True Love Waits , cantano i Radiohead in un loro grande brano: “il vero amore aspetta”. Sì, ma quanto?
Quanto è giusto e quanto è opportuno aspettare?
Quand'è che aspettare diventa autolesionismo?
Nelle ultime pagine del libro di Dan Hofstadter La storia d'amore come opera d'arte c'è una vicenda tristemente indicativa, riguardante Marcel Proust e le sue esitazioni amorose.
E' noto che da giovane Proust corteggiò a lungo Jeanne Pouquet, figlia di un agente di cambio, la quale, essendo piuttosto benestante e assai graziosa, fece rapidamente ingresso nei salotti della buona società di Parigi.
Proust conobbe Jeanne insieme a Gaston de Caillavet, suo amico dai tempi del militare, uno dei pochissimi amici eterosessuali di Marcel.
Jeanne si innamorò subito di Gaston, ma usò per diversi anni lo “schermo” di Marcel, che era a sua volta dichiaratamente innamorato di lei (e che più tardi usò Jeanne come prototipo per la Gilberte della “Recherche”), ma non si dichiarò mai ufficiale: il padre di Jeanne infatti era infatti un conservatore cattolico e non avrebbe mai gradito che la figlia fosse corteggiata da un liberale semiateo quale era Gaston. Jeanne allora, con l'alacre collaborazione della madre, sfruttò cinicamente la presenza di Marcel per convocarlo sempre, ogni qualvolta si desiderava invitare Gaston, fuori e dentro Parigi, affinché la cosa non destasse sospetto.

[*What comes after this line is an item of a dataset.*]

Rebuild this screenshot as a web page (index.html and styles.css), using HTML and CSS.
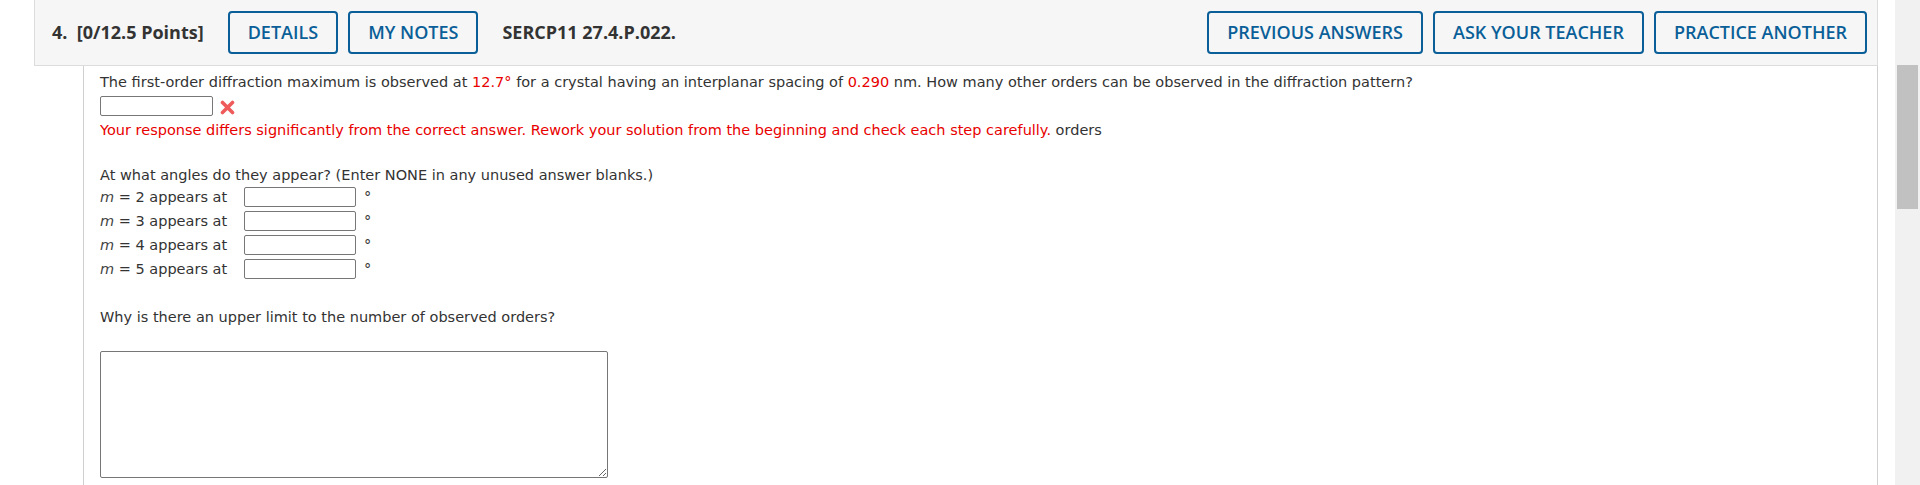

Con il passare degli anni, quando finalmente la resistenza del padre di Jeanne fu vinta e il matrimonio con Gaston poté andare in porto, a Marcel fu dato l'immediato benservito.
Marcel soffrì molto e per i successivi 15 anni si rifiutò di mettere mai piede nella casa di Jeanne e Gaston nonostante i ripetuti inviti.
Jeanne aveva rappresentato per Proust (che morì senza mai dichiarare in pubblico la propria omosessualità), l'ultima possibilità di una vita “normale”: se Jeanne aveva corrisposto il suo amore, egli si diceva, forse avrebbe potuto evitare a se stesso la vergogna di essere “invertito” e di doverlo oltretutto nascondere alla amata madre (cosa che fece infatti fino alla morte di lei).
A Jeanne e Marcel il destino offrì poi una seconda chance: Gaston infatti morì prematuramente, a 50 anni. Marcel, sconvolto dalla perdita improvvisa dell'amico, cercò di rivedere Jeanne.
E qui andò in scena l'incredibile, perché nonostante le ripetute lettere e inviti reciproci, questo incontro sfumò a lungo per impedimenti di ogni tipo, finché un giorno Proust non avvertì Jeanne che quella sera sarebbe andata senza indugi a trovarla a casa.
Marcel arrivò alle undici di sera a bordo di un taxi. Suonò il campanello, ma nessuno aprì. Lo scrittore però non si ras segnò. Tornò in macchina ad aspettare, guardando i tre grandi finestroni spesi, poi ordinò al tassista di suonare il clacson, cosa che fu fatta ripetutamente.
Nessuno comunque venne ad aprire.
Marcel tornò sconsolato a casa.
Dall'incrocio delle lettere e diari superstiti esiste la spiegazione che Jeanne non abbia volutamente aperto, e che fosse con il suo nuovo amante (con il quale giaceva già dai tempi del matrimonio con Gaston, il quale era, a sua volta, un incallito fedifrago).
L'incontro andò finalmente in scena parecchio tempo dopo, a casa di Marcel, nella sua camera da letto appesantita dai vapori che usava per combattere la sua fortissima asma, ma fu tristissimo.
Marcel morì nel 1922.
Jeanne, passata alla storia unicamente per la sua “amicizia” con Proust, pensò bene, molti anni dopo, nel 1961, quando lo scrittore era ormai celebratissimo (soltanto dopo la sua morte, con la pubblicazione della Recherche ), di sfruttare editorialmente la vicenda, pubblicando un volume di ricordi su Proust (ampiamente manipolati), che naturalmente andò a rubare.
La scena di Proust sotto casa di lei, di notte, e quella porta chiusa mi hanno ricordato inevitabilmente il finale de L'età dell'innocenza di Edith Wharton e il film che Martin Scorsese ne ha fatto.
Si direbbe un topos narrativo di smisurato dolore e bellezza, come del resto solo la grande letteratura o la grande vita, possono predisporre.